Defendants' Affirmative Defense and Waiver
The court addressed the issue of whether the defendants had waived their statute of limitations defense. Although the defendants did not formally include this defense in their pleadings, they raised the issue in their response to the plaintiffs' motion for summary judgment. The court referenced prior case law indicating that an affirmative defense can be raised in various forms and that it is not necessarily waived if not included in initial pleadings, particularly if no objection is raised by the opposing party. Since the plaintiffs did not object to the defendants' raising of the statute of limitations during the summary judgment proceedings and did not claim surprise, the court ruled that the defense was validly presented. This ruling underscored that the procedural fairness principles were satisfied, allowing the court to consider the statute of limitations despite the defendants’ initial failure to include it in their formal answer. Thus, the court concluded that the defendants effectively preserved their right to argue the statute of limitations in this context.

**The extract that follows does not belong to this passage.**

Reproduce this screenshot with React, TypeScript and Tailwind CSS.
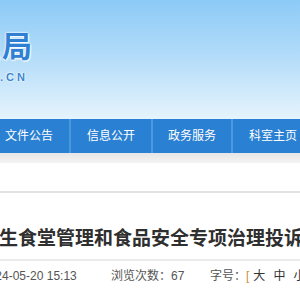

Summary Judgment and Aggregate Claims
The court further elaborated on the implications of the plaintiffs' motion for summary judgment, which addressed the entire complaint collectively. The trial judge recognized that the motion sought recovery based on an aggregate sum from all three transactions. However, the court found that because two of those transactions were barred by the statute of limitations, the plaintiffs could not recover for the total amount claimed. This led to the conclusion that the trial court was justified in denying the motion for summary judgment in its entirety, as the legal principle dictates that claims which are barred cannot be included in a motion for summary judgment. The court also noted that the plaintiffs could have sought partial summary judgment for the remaining claim that was not time-barred, but they did not do so, which further supported the trial court's decision. Ultimately, the court affirmed that the proper application of the law regarding the statute of limitations warranted the trial court's ruling in denying the plaintiffs' motion.